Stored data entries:
----------------------------------------

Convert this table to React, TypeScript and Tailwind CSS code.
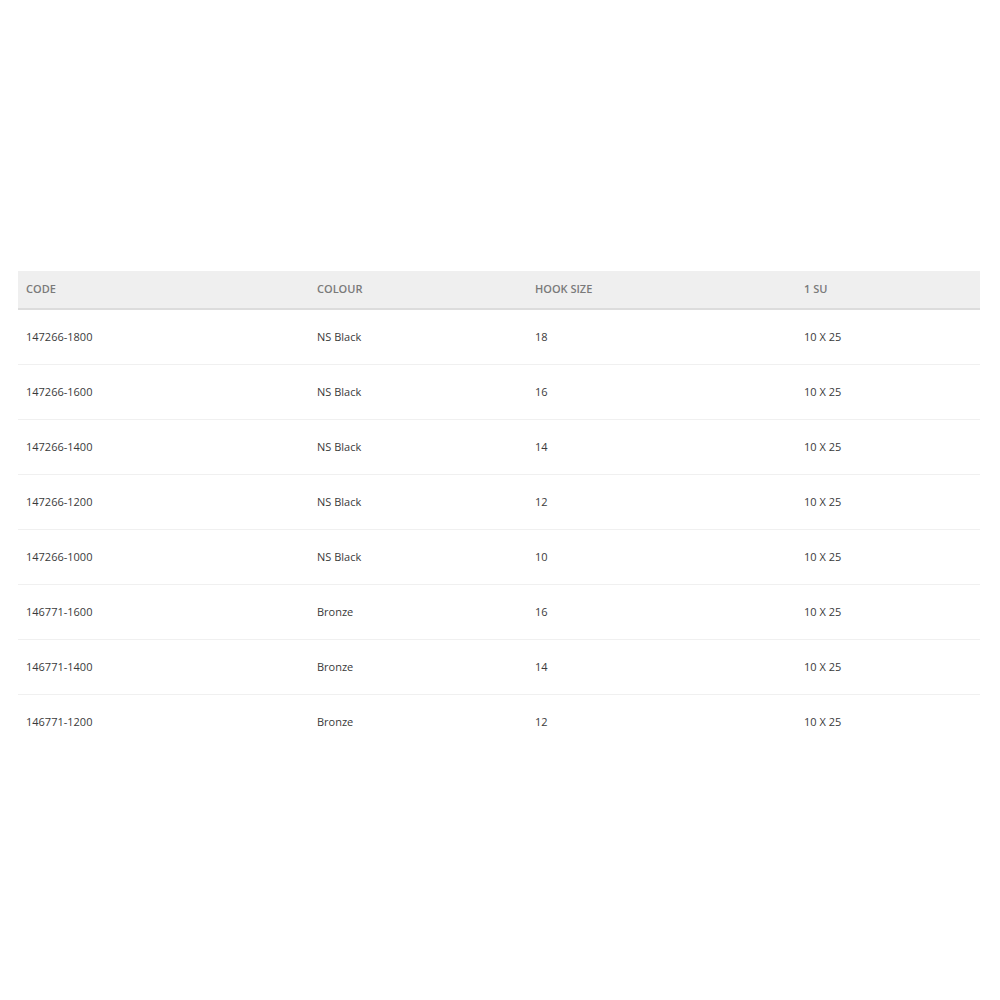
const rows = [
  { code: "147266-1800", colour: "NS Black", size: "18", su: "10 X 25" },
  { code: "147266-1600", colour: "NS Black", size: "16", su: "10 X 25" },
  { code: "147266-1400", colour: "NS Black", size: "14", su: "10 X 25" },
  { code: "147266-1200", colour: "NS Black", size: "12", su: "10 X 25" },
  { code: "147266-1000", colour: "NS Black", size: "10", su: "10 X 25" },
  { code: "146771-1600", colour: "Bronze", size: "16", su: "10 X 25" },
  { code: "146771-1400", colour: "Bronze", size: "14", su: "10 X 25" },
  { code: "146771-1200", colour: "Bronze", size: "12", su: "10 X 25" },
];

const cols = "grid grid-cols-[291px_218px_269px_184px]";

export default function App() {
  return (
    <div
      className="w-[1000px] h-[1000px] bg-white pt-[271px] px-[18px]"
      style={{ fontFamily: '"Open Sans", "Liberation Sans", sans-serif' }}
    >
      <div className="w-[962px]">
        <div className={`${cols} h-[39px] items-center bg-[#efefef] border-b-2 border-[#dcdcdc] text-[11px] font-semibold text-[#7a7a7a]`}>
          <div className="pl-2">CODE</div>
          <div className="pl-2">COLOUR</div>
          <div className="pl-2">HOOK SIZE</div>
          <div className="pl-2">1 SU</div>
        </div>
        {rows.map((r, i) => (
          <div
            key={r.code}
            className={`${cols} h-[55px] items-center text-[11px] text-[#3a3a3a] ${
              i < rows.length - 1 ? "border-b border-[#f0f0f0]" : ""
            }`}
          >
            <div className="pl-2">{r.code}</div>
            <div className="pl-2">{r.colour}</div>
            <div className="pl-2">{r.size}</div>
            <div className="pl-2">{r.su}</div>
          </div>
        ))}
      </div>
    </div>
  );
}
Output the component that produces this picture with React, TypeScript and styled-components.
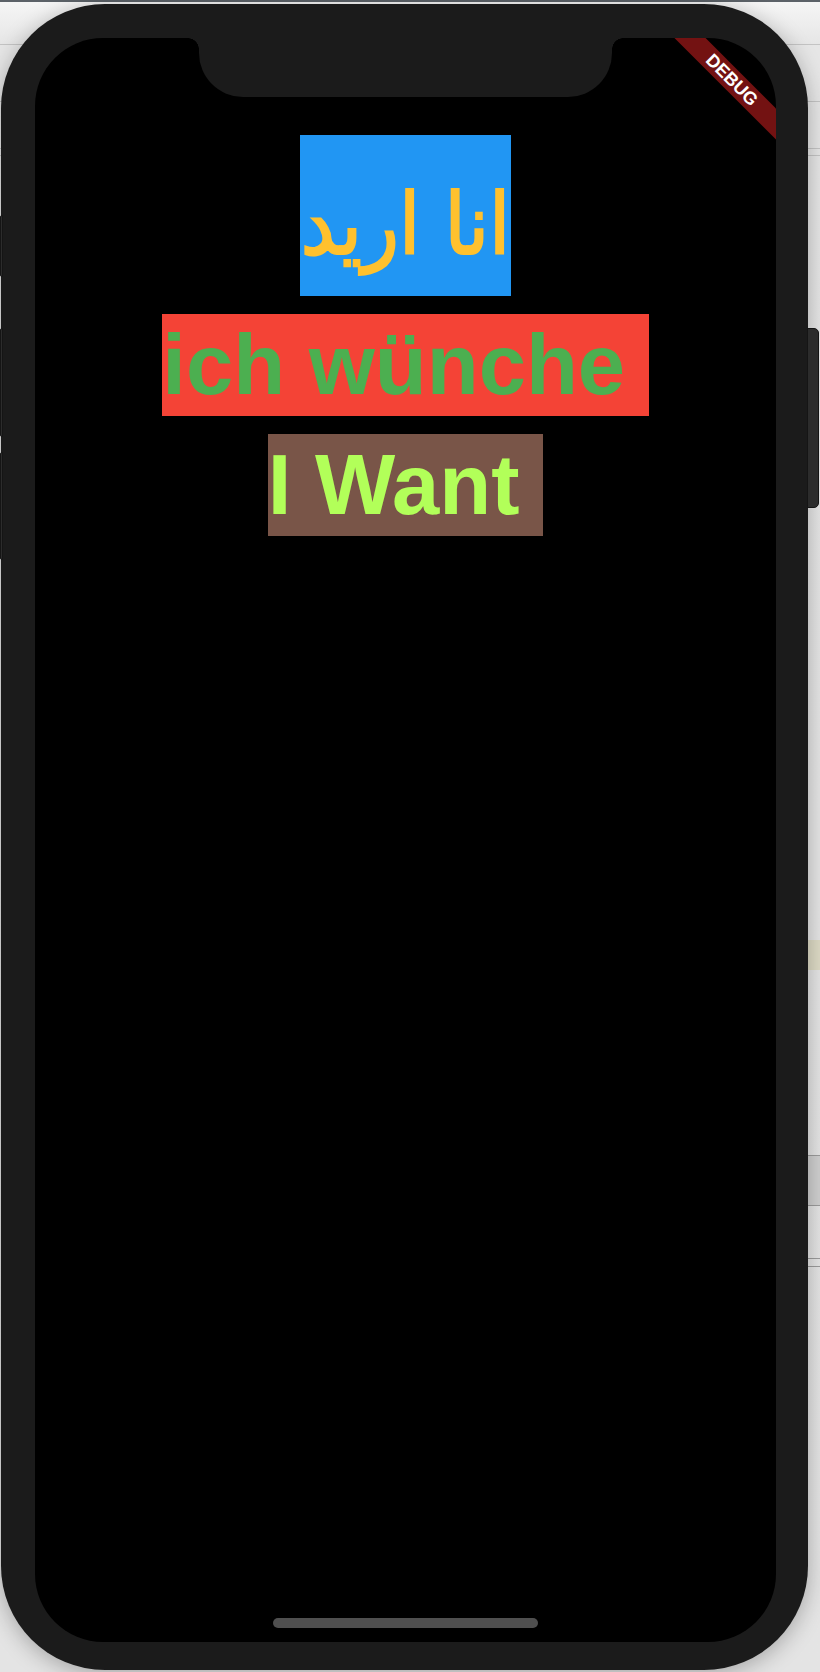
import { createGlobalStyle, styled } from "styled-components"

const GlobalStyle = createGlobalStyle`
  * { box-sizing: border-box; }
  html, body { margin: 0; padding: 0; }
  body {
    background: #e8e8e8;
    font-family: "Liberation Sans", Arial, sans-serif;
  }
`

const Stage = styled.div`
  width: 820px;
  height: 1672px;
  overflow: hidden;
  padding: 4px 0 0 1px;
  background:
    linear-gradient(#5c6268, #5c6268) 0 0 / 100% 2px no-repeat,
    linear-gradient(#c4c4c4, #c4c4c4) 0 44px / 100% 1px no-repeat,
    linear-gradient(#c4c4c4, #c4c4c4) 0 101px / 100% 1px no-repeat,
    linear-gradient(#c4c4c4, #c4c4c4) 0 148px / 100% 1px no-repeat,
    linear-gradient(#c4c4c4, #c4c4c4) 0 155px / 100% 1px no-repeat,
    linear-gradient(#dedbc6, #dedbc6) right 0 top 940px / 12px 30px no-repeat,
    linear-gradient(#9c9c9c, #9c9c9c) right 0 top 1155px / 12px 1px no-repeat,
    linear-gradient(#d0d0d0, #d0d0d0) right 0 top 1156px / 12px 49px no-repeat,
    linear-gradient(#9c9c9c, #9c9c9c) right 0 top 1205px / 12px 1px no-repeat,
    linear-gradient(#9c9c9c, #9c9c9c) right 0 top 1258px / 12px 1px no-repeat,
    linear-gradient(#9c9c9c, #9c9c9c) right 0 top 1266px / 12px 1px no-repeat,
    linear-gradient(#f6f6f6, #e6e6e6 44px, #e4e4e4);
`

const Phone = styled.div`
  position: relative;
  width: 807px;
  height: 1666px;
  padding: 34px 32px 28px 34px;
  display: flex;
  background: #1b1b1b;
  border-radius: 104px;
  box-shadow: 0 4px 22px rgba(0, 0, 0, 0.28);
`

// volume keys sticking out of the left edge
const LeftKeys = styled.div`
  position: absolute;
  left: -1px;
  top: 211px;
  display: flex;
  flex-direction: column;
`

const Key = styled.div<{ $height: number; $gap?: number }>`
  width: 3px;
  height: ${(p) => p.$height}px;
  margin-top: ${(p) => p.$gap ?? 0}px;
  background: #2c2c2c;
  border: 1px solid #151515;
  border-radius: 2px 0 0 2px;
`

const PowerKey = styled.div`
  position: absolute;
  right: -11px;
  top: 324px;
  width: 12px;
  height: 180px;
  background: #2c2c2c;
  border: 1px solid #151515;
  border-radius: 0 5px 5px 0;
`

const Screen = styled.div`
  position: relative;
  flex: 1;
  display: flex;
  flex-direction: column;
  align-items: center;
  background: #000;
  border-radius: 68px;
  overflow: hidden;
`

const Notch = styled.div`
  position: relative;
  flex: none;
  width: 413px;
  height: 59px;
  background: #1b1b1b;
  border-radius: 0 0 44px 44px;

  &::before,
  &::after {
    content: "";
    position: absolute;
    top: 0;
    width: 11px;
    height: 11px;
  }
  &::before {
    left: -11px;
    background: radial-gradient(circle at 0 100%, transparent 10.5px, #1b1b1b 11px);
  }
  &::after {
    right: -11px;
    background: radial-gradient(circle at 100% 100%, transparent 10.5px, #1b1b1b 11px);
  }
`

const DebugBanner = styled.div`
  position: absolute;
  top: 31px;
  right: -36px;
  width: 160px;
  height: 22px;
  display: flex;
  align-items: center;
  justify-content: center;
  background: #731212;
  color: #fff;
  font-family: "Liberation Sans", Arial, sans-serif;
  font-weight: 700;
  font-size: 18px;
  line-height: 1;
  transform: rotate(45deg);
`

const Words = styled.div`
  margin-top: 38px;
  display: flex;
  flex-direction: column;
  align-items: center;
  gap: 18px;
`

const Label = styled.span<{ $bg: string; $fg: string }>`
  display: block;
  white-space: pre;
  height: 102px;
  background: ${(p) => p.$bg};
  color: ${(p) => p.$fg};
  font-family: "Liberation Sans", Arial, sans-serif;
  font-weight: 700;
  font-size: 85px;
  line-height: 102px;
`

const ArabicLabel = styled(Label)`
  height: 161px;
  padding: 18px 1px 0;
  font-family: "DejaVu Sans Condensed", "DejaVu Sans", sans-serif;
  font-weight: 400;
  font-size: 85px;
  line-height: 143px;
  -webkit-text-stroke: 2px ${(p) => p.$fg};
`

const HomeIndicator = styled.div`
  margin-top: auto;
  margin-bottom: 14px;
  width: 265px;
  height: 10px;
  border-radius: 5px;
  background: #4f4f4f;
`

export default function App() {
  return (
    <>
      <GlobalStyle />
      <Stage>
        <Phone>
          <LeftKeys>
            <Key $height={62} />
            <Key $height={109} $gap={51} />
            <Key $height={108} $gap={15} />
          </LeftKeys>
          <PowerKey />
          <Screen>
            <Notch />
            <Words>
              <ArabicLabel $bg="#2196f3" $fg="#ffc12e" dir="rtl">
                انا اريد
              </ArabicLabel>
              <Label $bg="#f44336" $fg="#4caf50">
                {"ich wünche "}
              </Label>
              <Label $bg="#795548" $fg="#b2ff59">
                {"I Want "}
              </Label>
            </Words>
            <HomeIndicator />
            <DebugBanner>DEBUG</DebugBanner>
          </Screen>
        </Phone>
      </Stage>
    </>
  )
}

----------------------------------------

Copy the records exactly as they appear, excluding images.

Convert this table to React, TypeScript and Tailwind CSS code.
const rows = [
  { code: "147266-1800", colour: "NS Black", size: "18", su: "10 X 25" },
  { code: "147266-1600", colour: "NS Black", size: "16", su: "10 X 25" },
  { code: "147266-1400", colour: "NS Black", size: "14", su: "10 X 25" },
  { code: "147266-1200", colour: "NS Black", size: "12", su: "10 X 25" },
  { code: "147266-1000", colour: "NS Black", size: "10", su: "10 X 25" },
  { code: "146771-1600", colour: "Bronze", size: "16", su: "10 X 25" },
  { code: "146771-1400", colour: "Bronze", size: "14", su: "10 X 25" },
  { code: "146771-1200", colour: "Bronze", size: "12", su: "10 X 25" },
];

const cols = "grid grid-cols-[291px_218px_269px_184px]";

export default function App() {
  return (
    <div
      className="w-[1000px] h-[1000px] bg-white pt-[271px] px-[18px]"
      style={{ fontFamily: '"Open Sans", "Liberation Sans", sans-serif' }}
    >
      <div className="w-[962px]">
        <div className={`${cols} h-[39px] items-center bg-[#efefef] border-b-2 border-[#dcdcdc] text-[11px] font-semibold text-[#7a7a7a]`}>
          <div className="pl-2">CODE</div>
          <div className="pl-2">COLOUR</div>
          <div className="pl-2">HOOK SIZE</div>
          <div className="pl-2">1 SU</div>
        </div>
        {rows.map((r, i) => (
          <div
            key={r.code}
            className={`${cols} h-[55px] items-center text-[11px] text-[#3a3a3a] ${
              i < rows.length - 1 ? "border-b border-[#f0f0f0]" : ""
            }`}
          >
            <div className="pl-2">{r.code}</div>
            <div className="pl-2">{r.colour}</div>
            <div className="pl-2">{r.size}</div>
            <div className="pl-2">{r.su}</div>
          </div>
        ))}
      </div>
    </div>
  );
}
Output the component that produces this picture with React, TypeScript and styled-components.
import { createGlobalStyle, styled } from "styled-components"

const GlobalStyle = createGlobalStyle`
  * { box-sizing: border-box; }
  html, body { margin: 0; padding: 0; }
  body {
    background: #e8e8e8;
    font-family: "Liberation Sans", Arial, sans-serif;
  }
`

const Stage = styled.div`
  width: 820px;
  height: 1672px;
  overflow: hidden;
  padding: 4px 0 0 1px;
  background:
    linear-gradient(#5c6268, #5c6268) 0 0 / 100% 2px no-repeat,
    linear-gradient(#c4c4c4, #c4c4c4) 0 44px / 100% 1px no-repeat,
    linear-gradient(#c4c4c4, #c4c4c4) 0 101px / 100% 1px no-repeat,
    linear-gradient(#c4c4c4, #c4c4c4) 0 148px / 100% 1px no-repeat,
    linear-gradient(#c4c4c4, #c4c4c4) 0 155px / 100% 1px no-repeat,
    linear-gradient(#dedbc6, #dedbc6) right 0 top 940px / 12px 30px no-repeat,
    linear-gradient(#9c9c9c, #9c9c9c) right 0 top 1155px / 12px 1px no-repeat,
    linear-gradient(#d0d0d0, #d0d0d0) right 0 top 1156px / 12px 49px no-repeat,
    linear-gradient(#9c9c9c, #9c9c9c) right 0 top 1205px / 12px 1px no-repeat,
    linear-gradient(#9c9c9c, #9c9c9c) right 0 top 1258px / 12px 1px no-repeat,
    linear-gradient(#9c9c9c, #9c9c9c) right 0 top 1266px / 12px 1px no-repeat,
    linear-gradient(#f6f6f6, #e6e6e6 44px, #e4e4e4);
`

const Phone = styled.div`
  position: relative;
  width: 807px;
  height: 1666px;
  padding: 34px 32px 28px 34px;
  display: flex;
  background: #1b1b1b;
  border-radius: 104px;
  box-shadow: 0 4px 22px rgba(0, 0, 0, 0.28);
`

// volume keys sticking out of the left edge
const LeftKeys = styled.div`
  position: absolute;
  left: -1px;
  top: 211px;
  display: flex;
  flex-direction: column;
`

const Key = styled.div<{ $height: number; $gap?: number }>`
  width: 3px;
  height: ${(p) => p.$height}px;
  margin-top: ${(p) => p.$gap ?? 0}px;
  background: #2c2c2c;
  border: 1px solid #151515;
  border-radius: 2px 0 0 2px;
`

const PowerKey = styled.div`
  position: absolute;
  right: -11px;
  top: 324px;
  width: 12px;
  height: 180px;
  background: #2c2c2c;
  border: 1px solid #151515;
  border-radius: 0 5px 5px 0;
`

const Screen = styled.div`
  position: relative;
  flex: 1;
  display: flex;
  flex-direction: column;
  align-items: center;
  background: #000;
  border-radius: 68px;
  overflow: hidden;
`

const Notch = styled.div`
  position: relative;
  flex: none;
  width: 413px;
  height: 59px;
  background: #1b1b1b;
  border-radius: 0 0 44px 44px;

  &::before,
  &::after {
    content: "";
    position: absolute;
    top: 0;
    width: 11px;
    height: 11px;
  }
  &::before {
    left: -11px;
    background: radial-gradient(circle at 0 100%, transparent 10.5px, #1b1b1b 11px);
  }
  &::after {
    right: -11px;
    background: radial-gradient(circle at 100% 100%, transparent 10.5px, #1b1b1b 11px);
  }
`

const DebugBanner = styled.div`
  position: absolute;
  top: 31px;
  right: -36px;
  width: 160px;
  height: 22px;
  display: flex;
  align-items: center;
  justify-content: center;
  background: #731212;
  color: #fff;
  font-family: "Liberation Sans", Arial, sans-serif;
  font-weight: 700;
  font-size: 18px;
  line-height: 1;
  transform: rotate(45deg);
`

const Words = styled.div`
  margin-top: 38px;
  display: flex;
  flex-direction: column;
  align-items: center;
  gap: 18px;
`

const Label = styled.span<{ $bg: string; $fg: string }>`
  display: block;
  white-space: pre;
  height: 102px;
  background: ${(p) => p.$bg};
  color: ${(p) => p.$fg};
  font-family: "Liberation Sans", Arial, sans-serif;
  font-weight: 700;
  font-size: 85px;
  line-height: 102px;
`

const ArabicLabel = styled(Label)`
  height: 161px;
  padding: 18px 1px 0;
  font-family: "DejaVu Sans Condensed", "DejaVu Sans", sans-serif;
  font-weight: 400;
  font-size: 85px;
  line-height: 143px;
  -webkit-text-stroke: 2px ${(p) => p.$fg};
`

const HomeIndicator = styled.div`
  margin-top: auto;
  margin-bottom: 14px;
  width: 265px;
  height: 10px;
  border-radius: 5px;
  background: #4f4f4f;
`

export default function App() {
  return (
    <>
      <GlobalStyle />
      <Stage>
        <Phone>
          <LeftKeys>
            <Key $height={62} />
            <Key $height={109} $gap={51} />
            <Key $height={108} $gap={15} />
          </LeftKeys>
          <PowerKey />
          <Screen>
            <Notch />
            <Words>
              <ArabicLabel $bg="#2196f3" $fg="#ffc12e" dir="rtl">
                انا اريد
              </ArabicLabel>
              <Label $bg="#f44336" $fg="#4caf50">
                {"ich wünche "}
              </Label>
              <Label $bg="#795548" $fg="#b2ff59">
                {"I Want "}
              </Label>
            </Words>
            <HomeIndicator />
            <DebugBanner>DEBUG</DebugBanner>
          </Screen>
        </Phone>
      </Stage>
    </>
  )
}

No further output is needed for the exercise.